Das Hinterzimmer des Verserzählers hat sich wieder einmal gefüllt: Die Gesundbrunnen von Valerius Wilhelm Neubeck sind jetzt dort zu finden, alle vier Gesänge; und auch eine Rezension und eine Einschätzung von Neubecks Hexameter!
Vieles wird daher schon auf den entsprechenden Seiten geklärt; da bleibt hier der Raum, auf Neubecks Hexameter einzugehen. Oder anders gesagt und gefragt: Wie sieht Neubecks „hexametrischer Fingerabdruck“ aus?! Drei Verse aus der Mitte des ersten Gesangs geben da Auskunft!
Siebenfältige Nacht umlagert des tobenden Hades
Eisernes Flügeltor. Erdbeben erschüttern die Länder,
Wann ein Donnersturm die Riegel zersprengt, und es aufkracht.
Ein wichtiges Erkennungsmerkmal ist der Umgang mit Wörtern wie „Flügeltor“ oder „Donnersturm“: Baut sie der Verfasser als „X x X“ in seinen Vers ein oder als „X x x“?
Sieben- / fältige / Nacht || um- / lagert des / tobenden / Hades
Eisernes / Flügel- / tor. || Erd- / beben er- / schüttern die / Länder,
Wann ein / Donner- / sturm || die / Riegel zer- / sprengt, und es / aufkracht.
Eindeutig „X x X“! Eine zweite immer deutlich hörbare Entscheidung: Verwendet der Verfasser „geschleifte Spondeen“?! Neubeck tut es – “ tor. || Erd- / be-“ ist einer, aber kein beliebig gesetzter, sondern einer, der in Bezug auf den Inhalt auch Wirkung tut! Womit die dritte Frage schon beantwortet wäre: Lässt der Verfasser ein Zusammenspiel zwischen Form und Inhalt zu oder nicht? Als vierte Frage stellt sich die nach den zweisilbigen Versfüßen. Lässt der Verfasser Trochäen zu anstelle der (antiken) Spondeen, und wen ja: welche?! Neubeck nutzt sie, wählt aber immer eine wirklich schwere betonte Silbe; „Wann ein“ ist der leichteste Trochäus hier! Die zweisilbigen Senkungen sind, wie bei achtsamen Hexametristen üblich, durchweg mit sehr leichten Silben gefüllt.

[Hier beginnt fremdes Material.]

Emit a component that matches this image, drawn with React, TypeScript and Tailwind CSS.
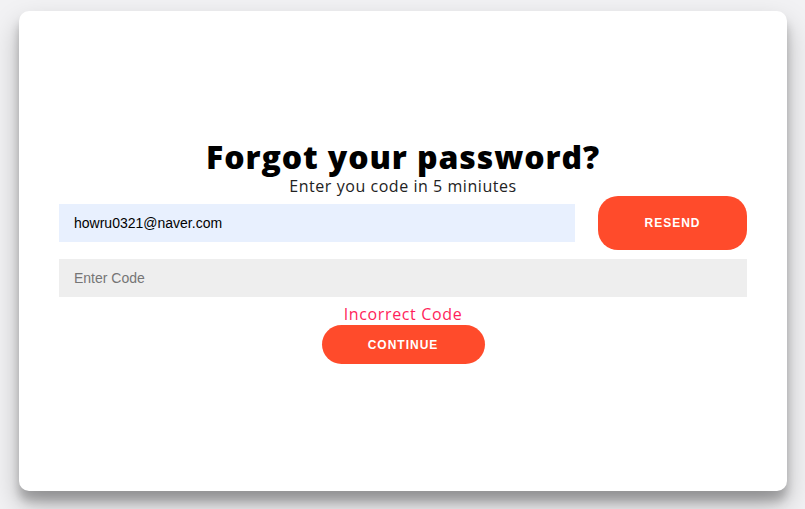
import React from 'react';

const headingFont = { fontFamily: '"Open Sans", "Noto Sans", sans-serif' };

export default function App() {
  return (
    <div className="w-[805px] h-[509px] bg-[#f2f2f4] pt-[11px] pl-[19px]">
      <div
        className="w-[768px] h-[480px] bg-white rounded-[10px] shadow-[0_14px_28px_rgba(0,0,0,0.25),0_10px_10px_rgba(0,0,0,0.22)] flex flex-col items-center justify-center px-[40px]"
        style={headingFont}
      >
        <h1 className="text-[32px] leading-[38px] font-extrabold tracking-[0.9px] text-black m-0">Forgot your password?</h1>
        <p className="text-[16px] leading-[20px] tracking-[0.55px] text-[#222]">Enter you code in 5 miniutes</p>

        <div className="w-full flex items-center gap-[23px] h-[54px]">
          <input
            readOnly
            value="howru0321@naver.com"
            className="flex-1 h-[38px] bg-[#e8f0fe] px-[15px] text-[14px] text-black outline-none font-['Liberation_Sans',Arial,sans-serif]"
          />
          <button className="w-[149px] h-[54px] rounded-[20px] bg-[#ff4b2b] text-white text-[12px] font-bold tracking-[1px] font-['Liberation_Sans',Arial,sans-serif]">
            RESEND
          </button>
        </div>

        <input
          placeholder="Enter Code"
          className="w-full mt-[9px] h-[38px] bg-[#eeeeee] px-[15px] text-[14px] outline-none placeholder:text-[#757575] font-['Liberation_Sans',Arial,sans-serif]"
        />

        <p className="mt-[7px] text-[16px] leading-[20px] tracking-[0.65px] text-[#ff1f5a]">Incorrect Code</p>

        <button className="mt-[1px] h-[39px] w-[163px] rounded-full bg-[#ff4b2b] text-white text-[12px] font-bold tracking-[1px] font-['Liberation_Sans',Arial,sans-serif]">
          CONTINUE
        </button>
      </div>
    </div>
  );
}
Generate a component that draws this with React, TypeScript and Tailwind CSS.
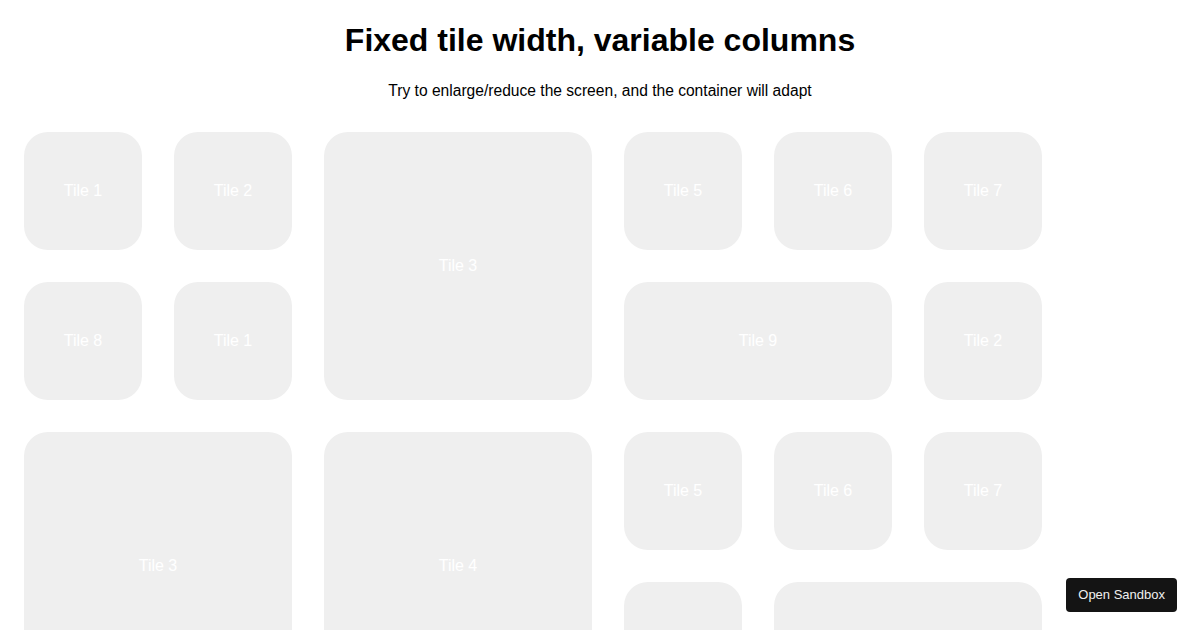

Alles in allem also: Ein Voss-Nachfolger, der seinen Vers an der antikisierenden Versvorstellung von Voss ausrichtet, ihn aber nicht blind nachahmt. Daher hier die drei Verse noch einmal in der „Lang-Kurz-Schrift“:
— v / — v v / — || v / — v v / — v v / — v
— v v / — v / — || — / — v v / — v v / — v
— v / — v / — || v / — v v / — v v / — —
Die klare Vorstellung des Verfassers bezüglich der Wirkung der Versbewegung ist auch gut aus dem „Ionikus a minore“ am Ende des dritten Verses zu erkennen – eine Sinneinheit wie „und es aufkracht“, „v v — —“ stellt sich eher nicht zufällig ein; darauf schreibt man hin.
Lasst euch meinen Gesang der Geheimnisse größtes enthüllen
– Ein anderer Vers aus „Die Gesundbrunnen“. Das in diesem Eintrag enthüllte „Geheimnis“ ist sicher ein eher kleines; aber ein erster Eindruck von Neubecks Vers ist so doch zustandegekommen?!